The most famous absurdist production from this time is the opera Victory Over the Sun, first performed in St. Petersburg in 1913. The opera opened with a pair of “Futurist Strongmen” in boxy cardboard armor. As they stepped into “the future,” they declared: “All’s well that begins well and has no end / The world will perish but there is no end to us!” The fragmented text was composed in poet Aleksei Kruchenykh’s “transrational” form of expression, dubbed zaum, which employed nonsensical words spoken in unconventional rhythms in order to upend conventional meanings. (In Russian, zaum translates as “beyond the mind.”)

Karl Bulla, Mikhail Matiushin, Aleksei Kruchenykh, and Kazimir Malevich, 1913. Courtesy of the Museo Nacional Centro de Arte Reina Sofía.

El Lissitzky designed the poster for the show, an elegantly striking mechanized line drawing, and Malevich provided the set design: backcloths adorned with only a large black square. Malevich’s famous Black Square painting (1915), exhibited two years after Victory Over the Sun premiered, is now considered the first nonobjective work of art, but it was “born as a theatrical prop,” Tupitsyn writes, rooted in the transcendently groundbreaking world of Dada theater.

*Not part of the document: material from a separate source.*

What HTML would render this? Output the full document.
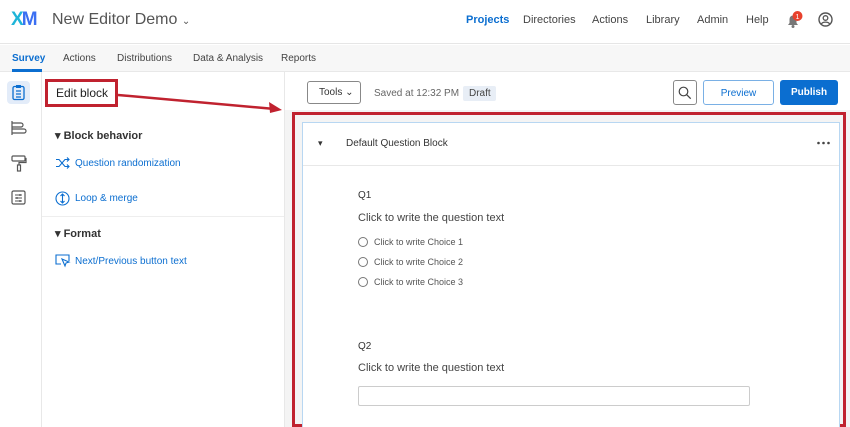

By crafting an artistic approach that embraced contradiction, “artists were preserving a spirit of avant-gardism to build a new mainstream culture,” Tupitsyn said. The Russians valued anarchy in their work; they believed that the revolution—and their free-wheeling avant-garde spirit—would engender a progressive new society. “This, of course,” Tupitsyn noted, “proved to be a utopian view.” Even so, the Russian Dadaists demonstrated that absurdity can be a powerful political strategy. Its nonsensical aspirations show that in negation there is freedom—freedom from the past, from convention, from the restrictions of logic and good taste.